Three new Centres for Doctoral Training (CDTs) at UCL have been announced today by Universities and Science Minister, David Willetts.

UCL aerial shot

The centres will train the engineers of the future in quantum technologies, financial computing and biopharmaceutical manufacturing.

19 CDTs across the country have been announced today, in addition to the 72 Centres unveiled by the Engineering and Physical Sciences Research Council (EPSRC) in November 2013 (seven of which are based at UCL).

EPSRC has been able to fund these new centres by renegotiating contracts with universities and by gaining further financial support from partners in industry and academia.

Mr Willetts said: "The Government will be investing in a further 900 students through an additional 19 Centres for Doctoral Training (CDTs), bringing our total investment in CDTs to £390 million. 

"In addition, universities, industry and other charitable partners will be adding a further £124 million to support the training of tomorrow's scientists and engineers. The combined public and private investment amounts to £764 million."

Professor David Delpy, Chief Executive of the Engineering and Physical Sciences Research Council (EPSRC), said: "The support of the academic and industrial communities has been tremendous and we would not have been able to fund these new centres without their cooperation. These new CDTs will provide training and advances in research in many areas of science and engineering including quantum technologies, manufacturing, robotics, energy and sustainability and brings the total number of Centres funded in this round to ninety one."

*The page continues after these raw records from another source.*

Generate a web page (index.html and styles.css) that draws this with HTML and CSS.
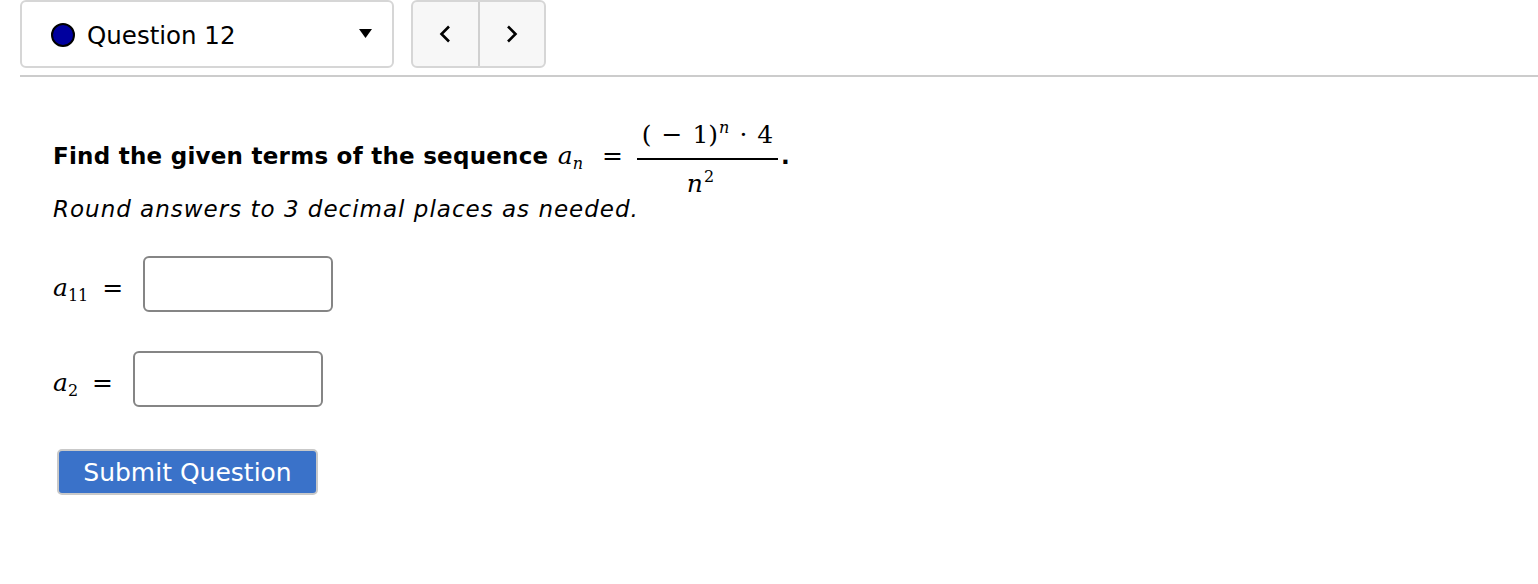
FILE: index.html
```html
<!DOCTYPE html>
<html>
<head>
<meta charset="utf-8">
<link rel="stylesheet" href="styles.css">
</head>
<body>
<div class="top">
  <div class="qselect">
    <span class="dot"></span>
    <span class="qlabel">Question 12</span>
    <svg class="caret" width="13" height="10" viewBox="0 0 13 10"><polygon points="0,0 13,0 6.5,9" fill="#000"/></svg>
  </div>
  <div class="nav">
    <span class="navbtn prev"><svg width="14" height="18" viewBox="0 0 14 18"><polyline points="11,1.5 3.5,9 11,16.5" fill="none" stroke="#000" stroke-width="2.6"/></svg></span>
    <span class="navbtn next"><svg width="14" height="18" viewBox="0 0 14 18"><polyline points="3,1.5 10.5,9 3,16.5" fill="none" stroke="#000" stroke-width="2.6"/></svg></span>
  </div>
</div>
<div class="rule"></div>
<div class="content">
  <p class="prompt"><b class="bold">Find the given terms of the sequence</b> <span class="math an"><i>a</i><sub class="mi">n</sub><span class="op">=</span><span class="frac"><span class="num"><span>(</span><span class="bin">−</span><span>1)</span><sup class="mi">n</sup><span class="bin">·</span><span>4</span></span><span class="den"><i>n</i><sup>2</sup></span></span></span><b class="dot-end">.</b></p>
  <p class="note">Round answers to 3 decimal places as needed.</p>
  <div class="answer">
    <span class="math label"><i>a</i><sub>11</sub><span class="op">=</span></span>
    <span class="box"></span>
  </div>
  <div class="answer">
    <span class="math label"><i>a</i><sub>2</sub><span class="op">=</span></span>
    <span class="box"></span>
  </div>
  <button class="submit">Submit Question</button>
</div>
</body>
</html>
```

FILE: styles.css
```css
html, body {
  margin: 0;
  padding: 0;
  background: #ffffff;
  color: #000000;
  font-family: "DejaVu Sans", Verdana, sans-serif;
}

.top {
  display: flex;
  gap: 17px;
  padding-left: 20px;
}

.qselect {
  box-sizing: border-box;
  width: 374px;
  height: 68px;
  border: 2px solid #d6d6d6;
  border-radius: 6px;
  display: flex;
  align-items: center;
  padding-left: 29px;
  padding-right: 20px;
}

.dot {
  box-sizing: border-box;
  width: 24px;
  height: 24px;
  border-radius: 50%;
  background: #00009e;
  border: 2px solid #000;
  margin-top: 1px;
}

.qlabel {
  margin-left: 12px;
  margin-top: 3px;
  font-size: 24.5px;
}

.caret {
  margin-left: auto;
}

.nav {
  box-sizing: border-box;
  width: 135px;
  height: 68px;
  border: 2px solid #d6d6d6;
  border-radius: 6px;
  background: #f7f7f7;
  display: flex;
}

.navbtn {
  flex: 1;
  display: flex;
  align-items: center;
  justify-content: center;
}

.navbtn.prev {
  border-right: 2px solid #d0d0d0;
}

.rule {
  height: 2px;
  background: #cccccc;
  margin: 7px 0 0 20px;
}

.content {
  padding-left: 53px;
}

.prompt {
  margin: 43px 0 0;
  font-size: 23px;
}

.bold {
  letter-spacing: 0.25px;
}

.math {
  font-family: "DejaVu Serif", "Liberation Serif", serif;
  font-size: 25px;
}

.an {
  margin-left: 2px;
}

.math i {
  font-style: italic;
}

.math sub, .math sup {
  font-size: 16px;
  font-style: normal;
  line-height: 0;
}

.math sub {
  vertical-align: -5px;
}

.math sup {
  vertical-align: 10px;
}

.math .mi {
  font-style: italic;
}

.an .op {
  margin: 0 14px 0 19px;
}

.frac {
  display: inline-flex;
  flex-direction: column;
  align-items: center;
  vertical-align: 21px;
  line-height: 1.16;
}

.num {
  box-sizing: border-box;
  width: 141px;
  padding-bottom: 9px;
  border-bottom: 2px solid #000;
  text-align: center;
}

.bin {
  margin: 0 10px;
}

.num sup {
  margin-left: 1px;
}

.den {
  padding-top: 9px;
  margin-right: 14px;
}

.den sup {
  margin-left: 1px;
}

.dot-end {
  margin-left: 3px;
}

.note {
  margin: -2px 0 0;
  font-size: 23px;
  font-style: italic;
  letter-spacing: 1px;
}

.answer {
  display: flex;
  align-items: center;
  margin-top: 34px;
}

.answer + .answer {
  margin-top: 39px;
}

.label {
  padding-top: 6px;
}

.label .op {
  margin: 0 20px 0 14px;
}

.box {
  box-sizing: border-box;
  width: 190px;
  height: 56px;
  border: 2px solid #858585;
  border-radius: 6px;
  background: #fff;
}

.submit {
  display: block;
  margin: 42px 0 0 4px;
  box-sizing: border-box;
  width: 261px;
  height: 46px;
  background: #3a72c9;
  color: #fff;
  border: 2px solid #c9c9c9;
  border-radius: 5px;
  font-family: "DejaVu Sans", Verdana, sans-serif;
  font-size: 25px;
  padding: 0;
}
```
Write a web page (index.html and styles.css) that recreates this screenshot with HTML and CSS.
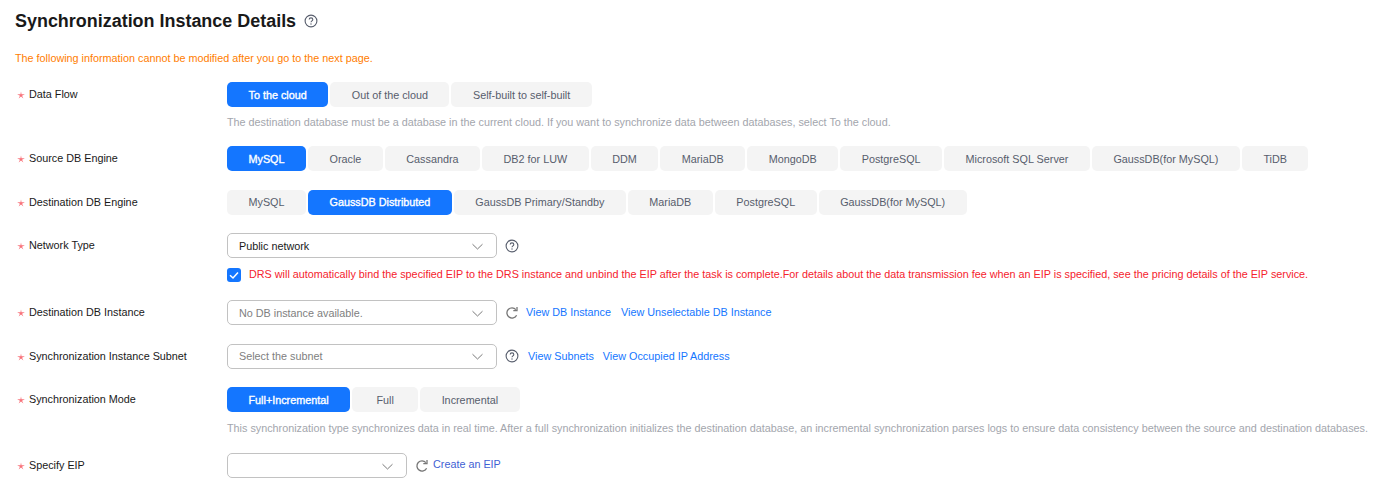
FILE: index.html
```html
<!DOCTYPE html>
<html lang="en">
<head>
<meta charset="utf-8">
<title>Synchronization Instance Details</title>
<link rel="stylesheet" href="styles.css">
</head>
<body>
<svg class="defs" width="0" height="0" aria-hidden="true">
  <symbol id="help" viewBox="0 0 14 14"><circle cx="7" cy="7" r="5.9" fill="none" stroke="#575d6c" stroke-width="1.1"/><path d="M5.2 5.6c0-1 .8-1.7 1.8-1.7s1.8.7 1.8 1.6c0 1.3-1.8 1.4-1.8 2.8" fill="none" stroke="#575d6c" stroke-width="1.1"/><circle cx="7" cy="10" r=".7" fill="#575d6c"/></symbol>
  <symbol id="chev" viewBox="0 0 12 8"><path d="M1.500 2.200 6.500 7l5-4.800" fill="none" stroke="#7a7a7a" stroke-width="1"/></symbol>
  <symbol id="refresh" viewBox="0 0 14 14"><path d="M11.6 9.200A5.100 5.100 0 1 1 10.900 3.600" fill="none" stroke="#777" stroke-width="1.300"/><path d="M12 1v3.700H8.300" fill="none" stroke="#777" stroke-width="1.300"/></symbol>
  <symbol id="star" viewBox="0 0 10 10"><path d="M5 .5 5.700 4.200 9.800 4.100 6.300 5.900 8 9.500 5 6.800 2 9.500 3.700 5.900.2 4.100 4.300 4.200Z" fill="#f8727a"/></symbol>
</svg>
<h1 class="title">Synchronization Instance Details <svg class="help title-help"><use href="#help"/></svg></h1>
<p class="warning">The following information cannot be modified after you go to the next page.</p>
<form class="form">
  <div class="row">
    <label class="label"><svg class="star"><use href="#star"/></svg>Data Flow</label>
    <div class="field">
      <div class="seg"><button type="button" class="btn on">To the cloud</button><button type="button" class="btn">Out of the cloud</button><button type="button" class="btn">Self-built to self-built</button></div>
      <p class="hint">The destination database must be a database in the current cloud. If you want to synchronize data between databases, select To the cloud.</p>
    </div>
  </div>
  <div class="row">
    <label class="label"><svg class="star"><use href="#star"/></svg>Source DB Engine</label>
    <div class="field">
      <div class="seg"><button type="button" class="btn on">MySQL</button><button type="button" class="btn">Oracle</button><button type="button" class="btn">Cassandra</button><button type="button" class="btn">DB2 for LUW</button><button type="button" class="btn">DDM</button><button type="button" class="btn">MariaDB</button><button type="button" class="btn">MongoDB</button><button type="button" class="btn">PostgreSQL</button><button type="button" class="btn">Microsoft SQL Server</button><button type="button" class="btn">GaussDB(for MySQL)</button><button type="button" class="btn">TiDB</button></div>
    </div>
  </div>
  <div class="row">
    <label class="label"><svg class="star"><use href="#star"/></svg>Destination DB Engine</label>
    <div class="field">
      <div class="seg"><button type="button" class="btn">MySQL</button><button type="button" class="btn on">GaussDB Distributed</button><button type="button" class="btn">GaussDB Primary/Standby</button><button type="button" class="btn">MariaDB</button><button type="button" class="btn">PostgreSQL</button><button type="button" class="btn">GaussDB(for MySQL)</button></div>
    </div>
  </div>
  <div class="row">
    <label class="label"><svg class="star"><use href="#star"/></svg>Network Type</label>
    <div class="field">
      <div class="line"><div class="select"><span class="value">Public network</span><svg class="chev"><use href="#chev"/></svg></div><svg class="help"><use href="#help"/></svg></div>
      <div class="check-line"><span class="check"><svg viewBox="0 0 14 14" width="14" height="14"><path d="M3 7.200 6 10l5-5.600" fill="none" stroke="#fff" stroke-width="1.500"/></svg></span><span class="danger">DRS will automatically bind the specified EIP to the DRS instance and unbind the EIP after the task is complete.For details about the data transmission fee when an EIP is specified, see the pricing details of the EIP service.</span></div>
    </div>
  </div>
  <div class="row">
    <label class="label"><svg class="star"><use href="#star"/></svg>Destination DB Instance</label>
    <div class="field">
      <div class="line"><div class="select"><span class="placeholder">No DB instance available.</span><svg class="chev"><use href="#chev"/></svg></div><svg class="refresh"><use href="#refresh"/></svg><a class="link first">View DB Instance</a><a class="link">View Unselectable DB Instance</a></div>
    </div>
  </div>
  <div class="row">
    <label class="label"><svg class="star"><use href="#star"/></svg>Synchronization Instance Subnet</label>
    <div class="field">
      <div class="line"><div class="select"><span class="placeholder">Select the subnet</span><svg class="chev"><use href="#chev"/></svg></div><svg class="help"><use href="#help"/></svg><a class="link after-help">View Subnets</a><a class="link tight">View Occupied IP Address</a></div>
    </div>
  </div>
  <div class="row">
    <label class="label"><svg class="star"><use href="#star"/></svg>Synchronization Mode</label>
    <div class="field">
      <div class="seg"><button type="button" class="btn on">Full+Incremental</button><button type="button" class="btn">Full</button><button type="button" class="btn">Incremental</button></div>
      <p class="hint long">This synchronization type synchronizes data in real time. After a full synchronization initializes the destination database, an incremental synchronization parses logs to ensure data consistency between the source and destination databases.</p>
    </div>
  </div>
  <div class="row">
    <label class="label"><svg class="star"><use href="#star"/></svg>Specify EIP</label>
    <div class="field">
      <div class="line"><div class="select small"><span class="value"></span><svg class="chev"><use href="#chev"/></svg></div><svg class="refresh"><use href="#refresh"/></svg><a class="link create">Create an EIP</a></div>
    </div>
  </div>
</form>
</body>
</html>
```
FILE: styles.css
```css
* { box-sizing: border-box; }
html, body { margin: 0; padding: 0; }
body {
  background: #fff;
  color: #191919;
  font: 10.8px/18px "Liberation Sans", Arial, sans-serif;
  height: 493px;
  overflow: hidden;
  padding: 0 0 0 15px;
}
.defs { position: absolute; }
.title {
  display: flex;
  align-items: center;
  margin: 0;
  padding-top: 9px;
  height: 32px;
  font-size: 17.96px;
  line-height: 22px;
  font-weight: 700;
}
.title-help { margin-left: 8px; margin-top: 1px; }
.help { width: 14px; height: 14px; flex: none; }
.warning {
  margin: 0;
  padding-top: 17px;
  height: 50px;
  line-height: 18px;
  color: #ff7d00;
}
.form { display: flex; flex-direction: column; }
.row { display: flex; margin-bottom: 18.5px; }
.label {
  width: 212px;
  flex: none;
  padding-left: 2px;
  display: flex;
  height: 24px;
  align-items: center;
  color: #191919;
  white-space: nowrap;
}
.star { width: 8px; height: 8px; margin-right: 4px; margin-top: 2px; flex: none; }
.field { display: flex; flex-direction: column; min-width: 0; }
.seg { display: flex; gap: 2px; white-space: nowrap; }
.btn {
  height: 25px;
  min-width: 66px;
  border: 0;
  border-radius: 5px;
  background: #f4f4f4;
  color: #575d6c;
  font: 10.8px "Liberation Sans", Arial, sans-serif;
  padding: 0 21.5px;
  white-space: nowrap;
}
.btn.on { background: #1476ff; color: #fff; -webkit-text-stroke: 0.35px #fff; }
.hint {
  margin: 6px 0 0;
  color: #a3a6ad;
  line-height: 18px;
  height: 14.5px;
  white-space: nowrap;
}
.hint.long { margin-top: 7px; height: 15.5px; }
.line { display: flex; align-items: center; height: 25px; white-space: nowrap; }
.select {
  width: 270px;
  height: 25px;
  flex: none;
  border: 1px solid #c2c2c2;
  border-radius: 5px;
  display: flex;
  align-items: center;
  justify-content: space-between;
  padding: 0 13px 0 11px;
}
.select.small { width: 180px; }
.value { color: #191919; }
.placeholder { color: #808080; }
.chev { width: 12px; height: 8px; }
.line > .help { margin-left: 8px; }
.refresh { width: 14px; height: 14px; margin-left: 8px; flex: none; }
.link { color: #1476ff; margin-left: 10px; margin-bottom: 1px; }
.link.first { margin-left: 7px; }
.link.after-help { margin-left: 9px; }
.link.tight { margin-left: 9px; }
.link.create { color: #3f5fd4; margin-left: 4px; margin-bottom: 3px; }
.check-line { display: flex; align-items: center; margin-top: 7px; height: 18px; white-space: nowrap; margin-bottom: -1.5px; }
.check {
  width: 14px;
  height: 14px;
  border-radius: 3px;
  background: #1476ff;
  flex: none;
  margin: 2px 8px 0 0;
  display: flex;
}
.danger { color: #f5222d; margin-top: -1px; }
```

The three additional CDTs and their directors are:

Delivering Quantum Technologies

Director: Andrew Fisher (London Centre for Nanotechnology, UCL Physics & Astronomy)

Quantum technologies involve the control and manipulation of quantum states to achieve results not possible with classical matter; they promise a transformation of measurement, communication and computation. The highly-skilled researchers who will be the future leaders in this field must be equipped to function in a complex research and engineering landscape where quantum physics meets cryptography, complexity and information theory, devices, materials, software and hardware engineering. UCL's CDT in Delivering Quantum Technologies brings together a team of almost forty academic experts with key players from commerce and government and a network of international partner institutes to train those research leaders.

For more information visit the Delivering Quantum Technologies website here.

Financial Computing and Analytics

Director: Philip Treleaven (UCL Computer Science)

The CDT is a re-funding of the existing PhD Centre in Financial Computing and is a partnership of UCL, LSE and Imperial College. The CDT's research focus is 'big data business analytics' in areas such as computational finance, risk and regulation. The current PhD Centre collaborates with over 40 financial institutions, major retailers (Tesco, Sainsbury's, Unilever), healthcare (Bupa, Boots), analytics (dunnhumby, SAS) and data (Thompson Reuters) companies and the Regulators (BoE, FCA). The Centre receives over 600 enquiries/applications pa and is unique in placing its 70+ students in partner companies.

Emergent Macromolecular Therapies (EMT)

Director: Paul Dalby (UCL Biochemical Engineering)

This CDT will deliver a national capability for training the next generation of highly skilled future leaders and researchers for the biopharmaceutical manufacturing sector. Novel biopharmaceutical therapies are rapidly emerging with promising efficacy for currently intractable conditions, but they are also challenging to manufacture. Our PhD students will be capable of translating new scientific advances and manufacturing technologies to enable their safe production at affordable costs. They will explore new process engineering, modelling, analysis, formulation and drug delivery techniques, as well as novel therapies, as they emerge from the international science and engineering community.